[START OF Data segment]

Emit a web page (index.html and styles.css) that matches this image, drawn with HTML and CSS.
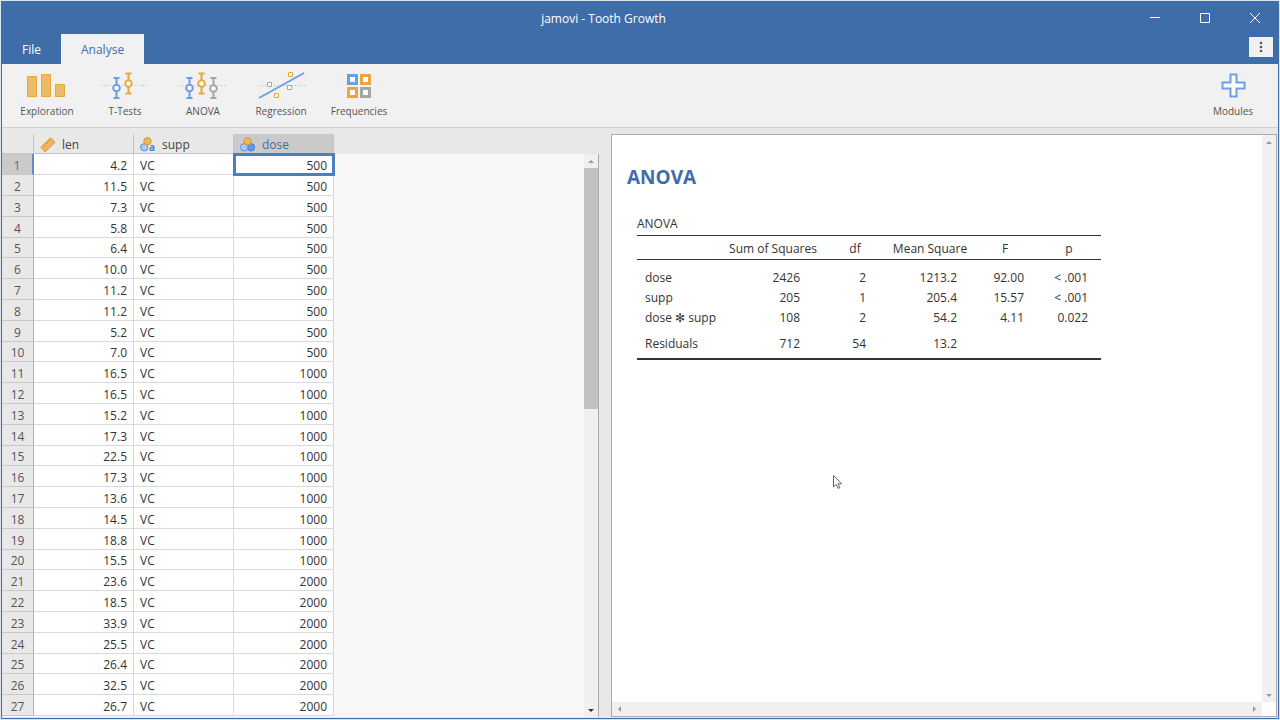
FILE: index.html
```html
<!DOCTYPE html>
<html lang="en">
<head>
    <meta charset="UTF-8">
    <meta name="viewport" content="width=device-width, initial-scale=1.0">
    <title>jamovi - Tooth Growth</title>
    <link rel="stylesheet" href="styles.css">
</head>
<body>
    <div class="window">
        <header class="title-bar">
            <h1 class="title">jamovi - Tooth Growth</h1>
            <button class="window-button" aria-label="Minimise">
                <svg width="12" height="12" viewBox="0 0 12 12"><path d="M1 5.5h10"/></svg>
            </button>
            <button class="window-button" aria-label="Maximise">
                <svg width="12" height="12" viewBox="0 0 12 12"><path d="M1.5 1.5h9v9h-9z"/></svg>
            </button>
            <button class="window-button" aria-label="Close">
                <svg width="12" height="12" viewBox="0 0 12 12"><path d="M1 1l10 10M11 1L1 11"/></svg>
            </button>
        </header>

        <nav class="tabs">
            <button class="tab">File</button>
            <button class="tab active">Analyse</button>
            <button class="menu-button" aria-label="Menu">
                <svg width="4" height="12" viewBox="0 0 4 12"><circle cx="2" cy="2" r="1.3"/><circle cx="2" cy="6" r="1.3"/><circle cx="2" cy="10" r="1.3"/></svg>
            </button>
        </nav>

        <div class="ribbon">
            <button class="ribbon-item">
                <svg width="48" height="30" viewBox="0 0 48 30">
                    <g fill="#ebbc65" stroke="#e6a93a">
                        <path d="M4.5 6.5h9v20h-9zM18.5 4.5h9v22h-9zM32.5 14.5h9v12h-9z"/>
                    </g>
                </svg>
                <span>Exploration</span>
            </button>
            <button class="ribbon-item">
                <svg width="48" height="30" viewBox="0 0 48 30">
                    <path class="dots" d="M0 15.5h46"/>
                    <g class="blue"><path d="M15.5 8v20M12.5 8h6M12.5 28h6"/><circle cx="15.5" cy="18" r="3.3"/></g>
                    <g class="gold"><path d="M27.5 3.5v20M24.5 3.5h6M24.5 23.5h6"/><circle cx="27.5" cy="13.5" r="3.3"/></g>
                </svg>
                <span>T-Tests</span>
            </button>
            <button class="ribbon-item">
                <svg width="48" height="30" viewBox="0 0 48 30">
                    <path class="dots" d="M0 15.5h46"/>
                    <g class="blue"><path d="M10.5 8v20M7.5 8h6M7.5 28h6"/><circle cx="10.5" cy="18" r="3.3"/></g>
                    <g class="gold"><path d="M22.5 3.5v20M19.5 3.5h6M19.5 23.5h6"/><circle cx="22.5" cy="13.5" r="3.3"/></g>
                    <g class="grey"><path d="M34.5 8v20M31.5 8h6M31.5 28h6"/><circle cx="34.5" cy="18.5" r="3.3"/></g>
                </svg>
                <span>ANOVA</span>
            </button>
            <button class="ribbon-item">
                <svg width="48" height="30" viewBox="0 0 48 30">
                    <path class="dots" d="M2 15.5h46"/>
                    <path class="blue" d="M2 28L47 3"/>
                    <g class="gold thin"><path d="M31.5 2.5h4v4h-4zM17.5 23.5h4v4h-4z"/></g>
                    <g class="grey thin"><path d="M10.5 12.5h4v4h-4zM30.5 15.5h4v4h-4z"/></g>
                </svg>
                <span>Regression</span>
            </button>
            <button class="ribbon-item">
                <svg width="48" height="30" viewBox="0 0 48 30">
                    <g class="thick">
                        <path class="blue" d="M13.5 5.5h8v8h-8z"/>
                        <path class="gold" d="M26.5 5.5h8v8h-8zM13.5 18.5h8v8h-8z"/>
                        <path class="grey" d="M26.5 18.5h8v8h-8z"/>
                    </g>
                </svg>
                <span>Frequencies</span>
            </button>
            <button class="ribbon-item modules">
                <svg width="48" height="30" viewBox="0 0 48 30">
                    <path class="blue" d="M21.5 4.5h6v8h8v6h-8v8h-6v-8h-8v-6h8z"/>
                </svg>
                <span>Modules</span>
            </button>
        </div>

        <main class="content">
            <section class="data">
                <table class="sheet">
                    <colgroup>
                        <col class="col-number">
                        <col class="col-data">
                        <col class="col-data">
                        <col class="col-data">
                    </colgroup>
                    <thead>
                        <tr>
                            <th></th>
                            <th>
                                <div class="variable">
                                    <svg width="16" height="16" viewBox="0 0 16 16">
                                        <path fill="#f1b55a" stroke="#d99a3a" d="M.8 10.3L10.6 .8l4.4 4.4-9.8 9.8z"/>
                                        <path stroke="#c98a2c" d="M3.5 8l1.6 1.6M6 5.5l1.6 1.6M8.5 3l1.6 1.6"/>
                                    </svg>
                                    len
                                </div>
                            </th>
                            <th>
                                <div class="variable">
                                    <svg width="16" height="16" viewBox="0 0 16 16">
                                        <circle cx="4.2" cy="10.3" r="3.7" fill="#a9caf3" stroke="#5b8ed6"/>
                                        <circle cx="7.5" cy="4.2" r="3.7" fill="#f1b55a" stroke="#d99a3a"/>
                                        <text x="9" y="14" class="letter">a</text>
                                    </svg>
                                    supp
                                </div>
                            </th>
                            <th class="selected">
                                <div class="variable">
                                    <svg width="16" height="16" viewBox="0 0 16 16">
                                        <circle cx="11" cy="10.3" r="3.7" fill="#5f98e8" stroke="#4a7fce"/>
                                        <circle cx="4.2" cy="10.3" r="3.7" fill="#a9caf3" stroke="#5b8ed6"/>
                                        <circle cx="7.5" cy="4.2" r="3.7" fill="#f1b55a" stroke="#d99a3a"/>
                                    </svg>
                                    dose
                                </div>
                            </th>
                        </tr>
                    </thead>
                    <tbody id="rows"></tbody>
                </table>
                <div class="scrollbar vertical">
                    <svg width="14" height="14" viewBox="0 0 14 14"><path fill="#999" d="M4 9l3-3 3 3z"/></svg>
                    <div class="track"><div class="thumb"></div></div>
                    <svg width="14" height="14" viewBox="0 0 14 14"><path fill="#333" d="M4 6l3 3 3-3z"/></svg>
                </div>
            </section>

            <section class="results">
                <div class="output">
                    <h2>ANOVA</h2>
                    <table class="anova">
                        <caption>ANOVA</caption>
                        <thead>
                            <tr>
                                <th class="term"></th>
                                <th class="ss">Sum of Squares</th>
                                <th class="df">df</th>
                                <th class="ms">Mean Square</th>
                                <th class="f">F</th>
                                <th class="p">p</th>
                            </tr>
                        </thead>
                        <tbody>
                            <tr>
                                <td class="term">dose</td>
                                <td class="ss">2426</td>
                                <td class="df">2</td>
                                <td class="ms">1213.2</td>
                                <td class="f">92.00</td>
                                <td class="p">&lt; .001</td>
                            </tr>
                            <tr>
                                <td class="term">supp</td>
                                <td class="ss">205</td>
                                <td class="df">1</td>
                                <td class="ms">205.4</td>
                                <td class="f">15.57</td>
                                <td class="p">&lt; .001</td>
                            </tr>
                            <tr>
                                <td class="term">dose ✻ supp</td>
                                <td class="ss">108</td>
                                <td class="df">2</td>
                                <td class="ms">54.2</td>
                                <td class="f">4.11</td>
                                <td class="p">0.022</td>
                            </tr>
                            <tr class="residuals">
                                <td class="term">Residuals</td>
                                <td class="ss">712</td>
                                <td class="df">54</td>
                                <td class="ms">13.2</td>
                                <td class="f"></td>
                                <td class="p"></td>
                            </tr>
                        </tbody>
                    </table>
                    <svg class="cursor" width="10" height="15" viewBox="0 0 10 15"><path d="M.5 .5v11.5l2.7-2.6 1.8 4 1.8-.8-1.8-3.8h3.6z"/></svg>
                </div>
                <div class="scrollbar vertical">
                    <svg width="14" height="14" viewBox="0 0 14 14"><path fill="#999" d="M4 9l3-3 3 3z"/></svg>
                    <div class="track"></div>
                    <svg width="14" height="14" viewBox="0 0 14 14"><path fill="#999" d="M4 6l3 3 3-3z"/></svg>
                </div>
                <div class="scrollbar horizontal">
                    <svg width="14" height="14" viewBox="0 0 14 14"><path fill="#999" d="M9 4L6 7l3 3z"/></svg>
                    <div class="track"></div>
                    <svg width="14" height="14" viewBox="0 0 14 14"><path fill="#999" d="M5 4l3 3-3 3z"/></svg>
                </div>
            </section>
        </main>
    </div>

    <script>
        // Tooth growth data: all rows here are VC, ten rows for each dose
        var len = ['4.2', '11.5', '7.3', '5.8', '6.4', '10.0', '11.2', '11.2', '5.2', '7.0',
                   '16.5', '16.5', '15.2', '17.3', '22.5', '17.3', '13.6', '14.5', '18.8', '15.5',
                   '23.6', '18.5', '33.9', '25.5', '26.4', '32.5', '26.7'];
        var doses = [500, 1000, 2000];

        var html = '';
        for (var i = 0; i < len.length; i++) {
            var selected = i == 0 ? ' class="selected"' : '';
            html += '<tr>' +
                '<th' + selected + '>' + (i + 1) + '</th>' +
                '<td class="number">' + len[i] + '</td>' +
                '<td>VC</td>' +
                '<td class="number' + (i == 0 ? ' active-cell' : '') + '">' + doses[Math.floor(i / 10)] + '</td>' +
                '</tr>';
        }
        document.getElementById('rows').innerHTML = html;
    </script>
</body>
</html>
```
FILE: styles.css
```css
* {
    margin: 0;
    padding: 0;
    box-sizing: border-box;
}

body {
    height: 100vh;
    padding: 1px;
    background-color: #dde6f0;
    font-family: "Open Sans", "Noto Sans", sans-serif;
    font-size: 12px;
    color: #333;
    overflow: hidden;
}

button {
    border: none;
    background: none;
    font-family: inherit;
    color: inherit;
}

svg {
    display: block;
    fill: none;
}

.window {
    height: 100%;
    display: flex;
    flex-direction: column;
    border: 1px solid #3e6da9;
    border-top: none;
    background-color: #e8e8e8;
}

/* title bar and tabs */

.title-bar {
    display: flex;
    gap: 4px;
    height: 33px;
    padding-left: 77px;
    background-color: #3e6da9;
    color: #fff;
}

.title {
    flex: 1;
    font-size: 12px;
    font-weight: normal;
    line-height: 35px;
    text-align: center;
}

.window-button {
    width: 46px;
    display: flex;
    align-items: center;
    justify-content: center;
}

.window-button svg {
    stroke: #fff;
}

.tabs {
    display: flex;
    height: 30px;
    background-color: #3e6da9;
}

.tab {
    padding: 0 20px;
    font-size: 12px;
    color: #fff;
}

.tab.active {
    background-color: #f1f1f1;
    color: #3e6da9;
}

.menu-button {
    width: 24px;
    height: 20px;
    margin: 3px 5px 0 auto;
    display: flex;
    align-items: center;
    justify-content: center;
    background-color: #f1f1f1;
}

.menu-button svg {
    fill: #555;
}

/* ribbon */

.ribbon {
    display: flex;
    height: 64px;
    padding: 6px 6px 0;
    border-bottom: 1px solid #d0d0d0;
    background-color: #f1f1f1;
}

.ribbon-item {
    width: 78px;
    display: flex;
    flex-direction: column;
    align-items: center;
    gap: 4px;
    font-size: 10px;
    line-height: 14px;
    color: #555;
}

.modules {
    margin-left: auto;
}

.blue, .gold, .grey {
    fill: #fff;
    stroke-width: 2;
}

.blue {
    stroke: #6a9fe8;
}

.gold {
    stroke: #e6a93a;
}

.grey {
    stroke: #a6a6a6;
}

.dots {
    stroke: #a9bcd6;
    stroke-dasharray: 1 2;
}

.thin {
    stroke-width: 1;
}

.thick path {
    stroke-width: 3;
}

/* data and results side by side */

.content {
    flex: 1;
    min-height: 0;
    display: grid;
    grid-template-columns: 597fr 666fr;
    grid-template-rows: 100%;
    gap: 12px;
    padding: 6px 1px 1px 0;
}

.data {
    display: flex;
    justify-content: space-between;
    overflow: hidden;
    background: linear-gradient(#e8e8e8 20px, #f8f8f9 20px);
}

.sheet {
    width: 332px;
    height: 0;
    table-layout: fixed;
    border-collapse: separate;
    border-spacing: 0;
}

.col-number {
    width: 32px;
}

.col-data {
    width: 100px;
}

.sheet tr {
    height: 21px;
}

.sheet thead tr, .sheet tbody tr:nth-child(5n) {
    height: 20px;
}

.sheet th, .sheet td {
    padding-top: 3px;
    border-right: 1px solid #d9d9dd;
    border-bottom: 1px solid #d9d9dd;
    line-height: 16px;
}

.sheet th {
    background-color: #e8e8e8;
    font-weight: normal;
    color: #555;
}

.sheet thead th {
    padding-top: 2px;
    border-color: #c4c4c4;
    text-align: left;
    color: #444;
}

.sheet tbody th {
    border-right-color: #b4b4b4;
    border-bottom-color: #c8c8c8;
}

.sheet td {
    padding-left: 6px;
    padding-right: 6px;
    background-color: #fff;
}

.sheet .number {
    text-align: right;
}

.sheet .selected {
    background-color: #cacaca;
    color: #3e6da9;
}

.sheet tbody .selected {
    border-right: 2px solid #5b8ed0;
}

.sheet .active-cell {
    outline: 3px solid #4b7fc2;
    outline-offset: -2px;
}

.variable {
    display: flex;
    align-items: center;
    gap: 6px;
    padding-left: 6px;
}

.letter {
    fill: #4a7fce;
    font-size: 10px;
    font-weight: bold;
}

/* scrollbars */

.scrollbar {
    display: flex;
    background-color: #f0f0f0;
}

.vertical {
    width: 14px;
    flex-direction: column;
}

.data .scrollbar {
    width: 15px;
    margin-top: 20px;
    border-right: 1px solid #ababab;
}

.track {
    flex: 1;
}

.thumb {
    height: 45%;
    background-color: #c1c1c1;
}

/* results */

.results {
    display: grid;
    grid-template-columns: 1fr 14px;
    grid-template-rows: 1fr 14px;
    border: 1px solid #ababab;
    background-color: #fff;
}

.output {
    position: relative;
    padding: 27px 15px;
}

.output h2 {
    font-size: 19px;
    line-height: 30px;
    color: #3e6da9;
}

.anova {
    width: 464px;
    margin: 23px 0 0 10px;
    table-layout: fixed;
    border-collapse: collapse;
    border-top: 1px solid #333;
    border-bottom: 2px solid #333;
}

.anova caption {
    padding-bottom: 2px;
    line-height: 18px;
    text-align: left;
}

.anova th {
    height: 24px;
    padding-top: 1px;
    border-bottom: 1px solid #333;
    font-weight: normal;
}

.anova td {
    height: 20px;
    line-height: 20px;
    text-align: right;
}

.anova tbody tr:first-child td {
    padding-top: 8px;
}

.anova .residuals td {
    padding-top: 6px;
    padding-bottom: 4px;
}

.anova .term {
    width: 86px;
    padding-left: 8px;
    text-align: left;
    white-space: nowrap;
}

.anova .ss {
    width: 100px;
}

.anova .ms {
    width: 86px;
}

.anova .df, .anova .f, .anova .p {
    width: 64px;
}

.anova tbody .ss {
    padding-right: 23px;
}

.anova tbody .df {
    padding-right: 21px;
}

.anova tbody .ms {
    padding-right: 16px;
}

.anova tbody .f, .anova tbody .p {
    padding-right: 13px;
}

/* mouse pointer lying over the output */
.cursor {
    position: absolute;
    left: 34%;
    top: 60%;
    fill: #fff;
    stroke: #666;
}
```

[END OF Data segment]

Scan the lines above for "styles", then copy every one that has it.

= Response below =
Emit a web page (index.html and styles.css) that matches this image, drawn with HTML and CSS.
    <link rel="stylesheet" href="styles.css">
FILE: styles.css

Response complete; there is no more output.